START Data records

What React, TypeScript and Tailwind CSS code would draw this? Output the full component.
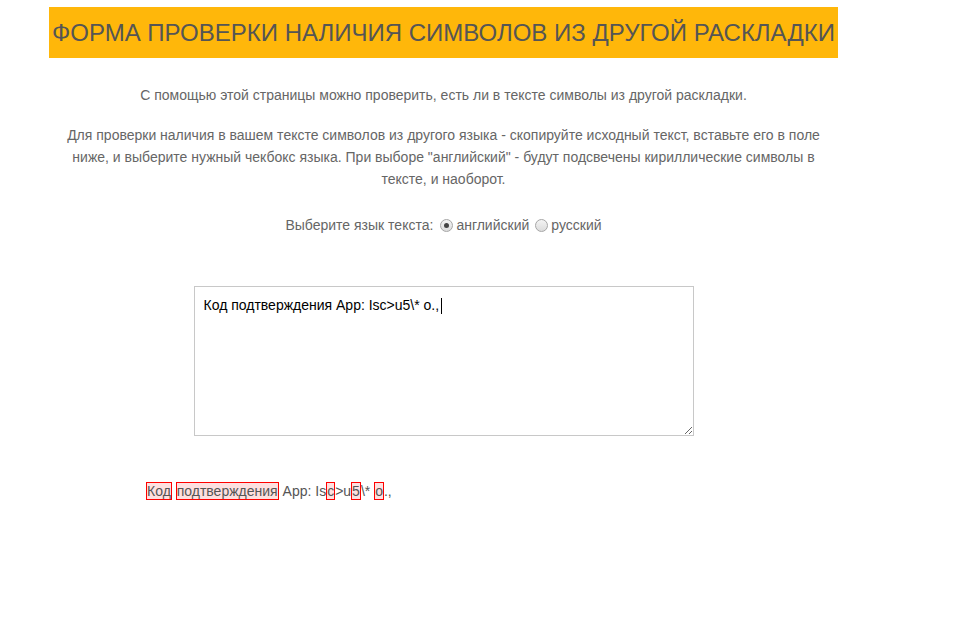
import { useState } from "react";

interface Part {
  text: string;
  mark?: boolean;
}

const parts: Part[] = [
  { text: "Код", mark: true },
  { text: " " },
  { text: "подтверждения", mark: true },
  { text: " App: Is" },
  { text: "с", mark: true },
  { text: ">u" },
  { text: "5", mark: true },
  { text: "\\* " },
  { text: "о", mark: true },
  { text: ".," },
];

const Radio = ({ checked, label }: { checked: boolean; label: string }) => {
  return (
    <label className="inline-flex items-center gap-[3px]">
      <span className="flex h-[13px] w-[13px] items-center justify-center rounded-full border border-[#a6a6a6] bg-gradient-to-b from-[#f4f4f4] to-[#dcdcdc]">
        {checked && <span className="h-[5px] w-[5px] rounded-full bg-[#444]" />}
      </span>
      <span>{label}</span>
    </label>
  );
};

export default function App() {
  const [lang] = useState("en");
  return (
    <div className="min-h-[619px] bg-white font-['Liberation_Sans',Arial,sans-serif]">
      <div className="ml-[49px] w-[789px] pt-[7px]">
        <h1 className="flex h-[51px] items-center bg-[#ffb70a] pl-[3px] text-[24px] leading-none text-[#555]">
          ФОРМА ПРОВЕРКИ НАЛИЧИЯ СИМВОЛОВ ИЗ ДРУГОЙ РАСКЛАДКИ
        </h1>
        <div className="px-[14px] text-center text-[14px] leading-[22px] text-[#666]">
          <p className="mt-[26px]">
            С помощью этой страницы можно проверить, есть ли в тексте символы из другой раскладки.
          </p>
          <p className="mt-[18px]">
            Для проверки наличия в вашем тексте символов из другого языка - скопируйте исходный текст, вставьте его в поле ниже, и выберите нужный чекбокс языка. При выборе "английский" - будут подсвечены кириллические символы в тексте, и наоборот.
          </p>
          <div className="mt-[24px] flex items-center justify-center gap-[6px]">
            <span className="mr-[1px]">Выберите язык текста:</span>
            <Radio checked={lang === "en"} label="английский" />
            <Radio checked={lang === "ru"} label="русский" />
          </div>
        </div>
        <div className="mt-[50px] flex justify-center">
          <div className="relative">
            <textarea
              className="block h-[150px] w-[500px] border border-[#c8c8c8] px-[9px] py-[9px] text-[14px] leading-[18px] text-black outline-none"
              defaultValue={"Код подтверждения App: Isc>u5\\* о.,"}
            />
            <span className="absolute left-[247px] top-[12px] h-[16px] w-[1px] bg-black" />
          </div>
        </div>
        <div className="mt-[45px] pl-[97px] text-[14px] leading-[20px] text-[#555]">
          {parts.map((p, i) =>
            p.mark ? (
              <span key={i} className="border border-[#ff0000] bg-[#fde0e0]">
                {p.text}
              </span>
            ) : (
              <span key={i} className="whitespace-pre">{p.text}</span>
            )
          )}
        </div>
      </div>
    </div>
  );
}
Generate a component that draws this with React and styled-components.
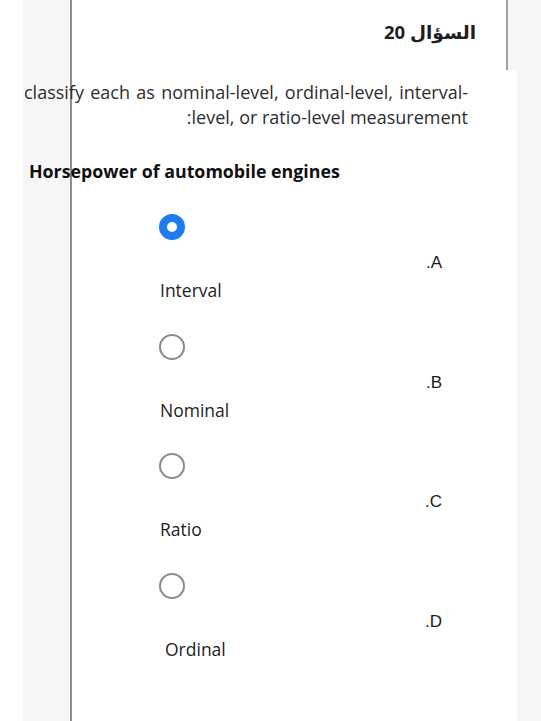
import React from "react";
import styled, { createGlobalStyle } from "styled-components";

const GlobalStyle = createGlobalStyle`
  html, body {
    margin: 0;
    padding: 0;
    background: #ffffff;
  }
  body {
    font-family: "Open Sans", "Noto Sans", "DejaVu Sans", sans-serif;
    color: #2b2b2b;
  }
`;

const railBg = `linear-gradient(
  90deg,
  #f6f6f6 0 47px,
  #8e8e8e 47px 49px,
  #ffffff 49px
)`;

const Page = styled.div`
  display: flex;
  width: 541px;
  min-height: 721px;
  padding-left: 23px;
  box-sizing: border-box;
  background: #ffffff;
`;

const Sheet = styled.div`
  flex: 1;
  display: flex;
  flex-direction: column;
  background: #f6f6f6;
`;

const Header = styled.div`
  height: 70px;
  width: 485px;
  box-sizing: border-box;
  display: flex;
  align-items: center;
  justify-content: flex-end;
  padding: 0 30px 8px 0;
  background: ${railBg};
  border-right: 2px solid #a3a3a3;
`;

const Title = styled.h2`
  margin: 0;
  direction: rtl;
  font-family: "Open Sans", "DejaVu Sans", sans-serif;
  font-size: 18.5px;
  font-weight: 700;
  color: #1e1e1e;
`;

const Card = styled.div`
  flex: 1;
  width: 494px;
  box-sizing: border-box;
  padding: 10px 49px 40px 1px;
  background: ${railBg};
`;

const Prompt = styled.p`
  margin: 0;
  direction: rtl;
  text-align: justify;
  text-align-last: right;
  font-size: 18px;
  line-height: 25px;
  color: #2e2e2e;
`;

const Subject = styled.h3`
  margin: 29px 0 0 5px;
  font-size: 17.8px;
  line-height: 24px;
  font-weight: 700;
  color: #111111;
`;

const OptionList = styled.div`
  display: flex;
  flex-direction: column;
  gap: 29.5px;
  margin: 31px 0 0 134px;
  width: 284px;
`;

const Option = styled.label`
  display: flex;
  flex-direction: column;
`;

const Radio = styled.span`
  width: 26px;
  height: 26px;
  box-sizing: border-box;
  border-radius: 50%;
  margin-left: 1px;
  border: ${(p) => (p.$checked ? "8px solid #1c7cf0" : "2px solid #8a8a8a")};
  background: #ffffff;
`;

const Letter = styled.span`
  direction: rtl;
  text-align: right;
  margin-top: 10px;
  font-family: "Liberation Sans", Arial, sans-serif;
  font-size: 17px;
  line-height: 26px;
  color: #1b1b1b;
`;

const Label = styled.span`
  font-size: 17.5px;
  line-height: 28px;
  color: #222222;
  padding-left: ${(p) => p.$indent}px;
`;

const options = [
  { letter: "A.", text: "Interval", checked: true, indent: 2 },
  { letter: "B.", text: "Nominal", indent: 2 },
  { letter: "C.", text: "Ratio", indent: 2 },
  { letter: "D.", text: "Ordinal", indent: 7 },
];

export default function App() {
  return (
    <>
      <GlobalStyle />
      <Page>
        <Sheet>
          <Header>
            <Title>السؤال 20</Title>
          </Header>
          <Card>
            <Prompt>
              classify each as nominal-level, ordinal-level, interval-level, or
              ratio-level measurement:
            </Prompt>
            <Subject>Horsepower of automobile engines</Subject>
            <OptionList>
              {options.map((o) => (
                <Option key={o.letter}>
                  <Radio $checked={o.checked} />
                  <Letter>{o.letter}</Letter>
                  <Label $indent={o.indent}>{o.text}</Label>
                </Option>
              ))}
            </OptionList>
          </Card>
        </Sheet>
      </Page>
    </>
  );
}
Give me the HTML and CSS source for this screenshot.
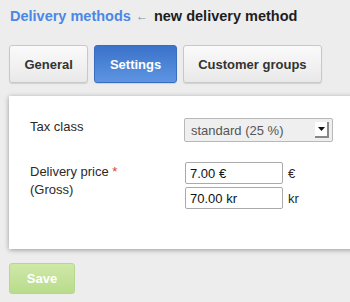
FILE: index.html
```html
<!DOCTYPE html>
<html lang="en">

<head>
    <meta charset="utf-8">
    <title>new delivery method</title>
    <link rel="stylesheet" href="styles.css">
</head>

<body>

    <h1 class="crumbs">
        <a href="#">Delivery methods</a>
        <span class="pil">&#8592;</span>
        <span class="nu">new delivery method</span>
    </h1>

    <nav class="faner">
        <button class="fane">General</button>
        <button class="fane valgt">Settings</button>
        <button class="fane">Customer groups</button>
    </nav>

    <section class="panel">
        <div class="raekke">
            <label class="navn">Tax class</label>
            <div class="felt">
                <div class="vaelg">
                    <span>standard (25 %)</span>
                    <span class="knap"><svg width="7" height="4" viewBox="0 0 7 4"><path d="M0 0h7L3.5 4z" fill="#111"/></svg></span>
                </div>
            </div>
        </div>
        <div class="raekke pris">
            <label class="navn">Delivery price <span class="krav">*</span><br>(Gross)</label>
            <div class="felt">
                <div class="linje"><input type="text" value="7.00 €"> <span>€</span></div>
                <div class="linje"><input type="text" value="70.00 kr"> <span>kr</span></div>
            </div>
        </div>
    </section>

    <button class="gem">Save</button>

</body>

</html>
```

FILE: styles.css
```css
html {
    background-color: #ededed;
}

body {
    margin: 0;
    padding: 0 9px;
    font-family: "Liberation Sans", Arial, sans-serif;
    color: #222;
    overflow: hidden;
}

.crumbs {
    margin: 0;
    padding-top: 8px;
    height: 45px;
    box-sizing: border-box;
    font-size: 14.5px;
    font-weight: bold;
    white-space: nowrap;
}

.crumbs a {
    color: #4a87e6;
    text-decoration: none;
    margin-left: 1px;
}

.crumbs .pil {
    color: #7d8fa6;
    font-size: 12px;
    margin: 0 2px 0 1px;
    position: relative;
    top: -1px;
}

.crumbs .nu {
    color: #1d1d1d;
}

.faner {
    display: flex;
    gap: 6px;
    height: 51px;
}

.fane {
    height: 38px;
    padding: 0 14.5px;
    font-family: inherit;
    font-size: 13px;
    font-weight: bold;
    color: #333;
    border: 1px solid #c8c8c8;
    border-radius: 3px;
    background: linear-gradient(#fafafa, #e9e9e9);
    box-shadow: 0 1px 1px rgba(0, 0, 0, .12);
}

.fane.valgt {
    color: #fff;
    border-color: #3a6dbf;
    background: linear-gradient(#3b72ca, #5d95e2);
}

.panel {
    background: #fff;
    margin-right: -20px;
    padding: 22px 21px 37px 21px;
    box-shadow: 0 1px 5px rgba(0, 0, 0, .35);
    font-size: 13px;
    color: #2a2a2a;
}

.raekke {
    display: flex;
}

.navn {
    width: 155px;
    line-height: 18px;
}

.krav {
    color: #e23b3b;
}

.vaelg {
    width: 141px;
    height: 22px;
    margin-left: -1px;
    border: 1px solid #b8b8b8;
    border-radius: 2px;
    background: #efefef;
    display: flex;
    justify-content: space-between;
    align-items: center;
    padding-left: 6px;
    box-sizing: content-box;
    color: #555;
    font-size: 13px;
}

.knap {
    width: 12px;
    height: 14px;
    margin-right: 3px;
    background: #fff;
    border-right: 2px solid #888;
    border-bottom: 2px solid #888;
    display: flex;
    align-items: center;
    justify-content: center;
}

.pris {
    margin-top: 20px;
}

.pris .navn {
    padding-top: 1px;
}

.linje {
    display: flex;
    align-items: center;
    gap: 5px;
    margin-bottom: 3px;
}

.linje input {
    width: 88px;
    height: 16px;
    padding: 2px 4px;
    border: 1px solid #aaa;
    border-radius: 2px;
    font-family: inherit;
    font-size: 13px;
    color: #111;
}

.gem {
    margin-top: 14px;
    width: 66px;
    height: 31px;
    border: 1px solid #b5d88e;
    border-radius: 3px;
    background: linear-gradient(#cfe8a8, #b9dc8c);
    color: #fff;
    font-family: inherit;
    font-size: 13px;
    font-weight: bold;
}
```
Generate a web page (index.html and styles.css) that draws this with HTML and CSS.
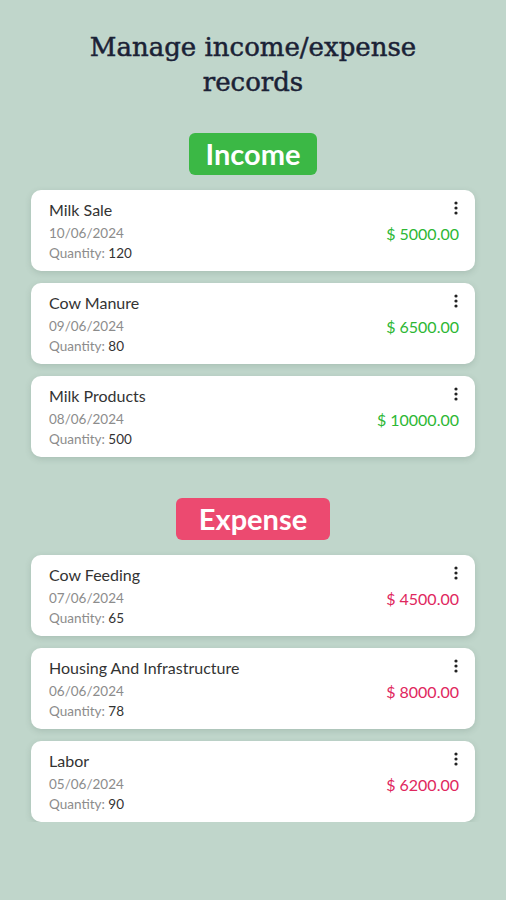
FILE: index.html
```html
<!DOCTYPE html>
<html lang="en">
<head>
    <meta charset="UTF-8">
    <meta name="viewport" content="width=device-width, initial-scale=1.0">
    <title>Income / Expense Records</title>
    <link rel="stylesheet" href="styles.css">
</head>
<body>

<header>
    <h1>Manage income/expense<br>records</h1>
</header>

<main>
    <section class="group">
        <div class="badge income">Income</div>

        <div class="record">
            <div class="info">
                <p class="name">Milk Sale</p>
                <p class="date">10/06/2024</p>
                <p class="qty">Quantity: <span>120</span></p>
            </div>
            <div class="side">
                <svg class="more" width="4" height="14" viewBox="0 0 4 14"><circle cx="2" cy="2" r="1.6"/><circle cx="2" cy="7" r="1.6"/><circle cx="2" cy="12" r="1.6"/></svg>
                <p class="amount in">$ 5000.00</p>
            </div>
        </div>

        <div class="record">
            <div class="info">
                <p class="name">Cow Manure</p>
                <p class="date">09/06/2024</p>
                <p class="qty">Quantity: <span>80</span></p>
            </div>
            <div class="side">
                <svg class="more" width="4" height="14" viewBox="0 0 4 14"><circle cx="2" cy="2" r="1.6"/><circle cx="2" cy="7" r="1.6"/><circle cx="2" cy="12" r="1.6"/></svg>
                <p class="amount in">$ 6500.00</p>
            </div>
        </div>

        <div class="record">
            <div class="info">
                <p class="name">Milk Products</p>
                <p class="date">08/06/2024</p>
                <p class="qty">Quantity: <span>500</span></p>
            </div>
            <div class="side">
                <svg class="more" width="4" height="14" viewBox="0 0 4 14"><circle cx="2" cy="2" r="1.6"/><circle cx="2" cy="7" r="1.6"/><circle cx="2" cy="12" r="1.6"/></svg>
                <p class="amount in">$ 10000.00</p>
            </div>
        </div>
    </section>

    <section class="group">
        <div class="badge expense">Expense</div>

        <div class="record">
            <div class="info">
                <p class="name">Cow Feeding</p>
                <p class="date">07/06/2024</p>
                <p class="qty">Quantity: <span>65</span></p>
            </div>
            <div class="side">
                <svg class="more" width="4" height="14" viewBox="0 0 4 14"><circle cx="2" cy="2" r="1.6"/><circle cx="2" cy="7" r="1.6"/><circle cx="2" cy="12" r="1.6"/></svg>
                <p class="amount out">$ 4500.00</p>
            </div>
        </div>

        <div class="record">
            <div class="info">
                <p class="name">Housing And Infrastructure</p>
                <p class="date">06/06/2024</p>
                <p class="qty">Quantity: <span>78</span></p>
            </div>
            <div class="side">
                <svg class="more" width="4" height="14" viewBox="0 0 4 14"><circle cx="2" cy="2" r="1.6"/><circle cx="2" cy="7" r="1.6"/><circle cx="2" cy="12" r="1.6"/></svg>
                <p class="amount out">$ 8000.00</p>
            </div>
        </div>

        <div class="record">
            <div class="info">
                <p class="name">Labor</p>
                <p class="date">05/06/2024</p>
                <p class="qty">Quantity: <span>90</span></p>
            </div>
            <div class="side">
                <svg class="more" width="4" height="14" viewBox="0 0 4 14"><circle cx="2" cy="2" r="1.6"/><circle cx="2" cy="7" r="1.6"/><circle cx="2" cy="12" r="1.6"/></svg>
                <p class="amount out">$ 6200.00</p>
            </div>
        </div>
    </section>
</main>

</body>
</html>
```

FILE: styles.css
```css
body {
    font-family: Lato, "Open Sans", sans-serif;
    margin: 0;
    padding: 0;
    background-color: #c0d6cb;
    color: #2a2a2a;
}
header {
    padding: 30px 0 0;
    text-align: center;
}
header h1 {
    margin: 0;
    font-family: "DejaVu Serif", "Liberation Serif", serif;
    font-weight: normal;
    font-size: 26px;
    line-height: 35px;
    color: #1b2236;
    -webkit-text-stroke: 0.5px #1b2236;
}
main {
    padding: 0 31px;
}
.group {
    display: flex;
    flex-direction: column;
    gap: 12px;
    margin-top: 33px;
}
.group + .group {
    margin-top: 41px;
}
.badge {
    align-self: center;
    margin-bottom: 3px;
    padding: 0 17px;
    height: 42px;
    line-height: 41px;
    border-radius: 6px;
    color: #fff;
    font-weight: bold;
    font-size: 29px;
}
.badge.income {
    background: #3bb845;
}
.badge.expense {
    padding: 0 23px;
    background: #ec4a70;
}
.record {
    display: flex;
    justify-content: space-between;
    height: 81px;
    box-sizing: border-box;
    padding: 10px 16px 0 18px;
    background: #fff;
    border-radius: 10px;
    box-shadow: 0 2px 6px rgba(60, 90, 75, 0.18);
}
.record p {
    margin: 0;
}
.name {
    font-size: 16px;
    line-height: 20px;
    color: #333;
}
.date,
.qty {
    font-size: 13.5px;
    line-height: 20px;
    color: #8c8c8c;
}
.date {
    margin-top: 3px !important;
}
.qty span {
    color: #333;
}
.side {
    display: flex;
    flex-direction: column;
    align-items: flex-end;
}
.more {
    fill: #222;
    margin-top: 1px;
    margin-right: 1px;
}
.amount {
    margin-top: 9px !important;
    font-size: 16px;
    line-height: 20px;
}
.amount.in {
    color: #2db734;
}
.amount.out {
    color: #e0275e;
}
```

END Data records

__What to work on__: Looking at the material above, count the lines that hold "Generate" and give the total alone.

__Problem solution__: 2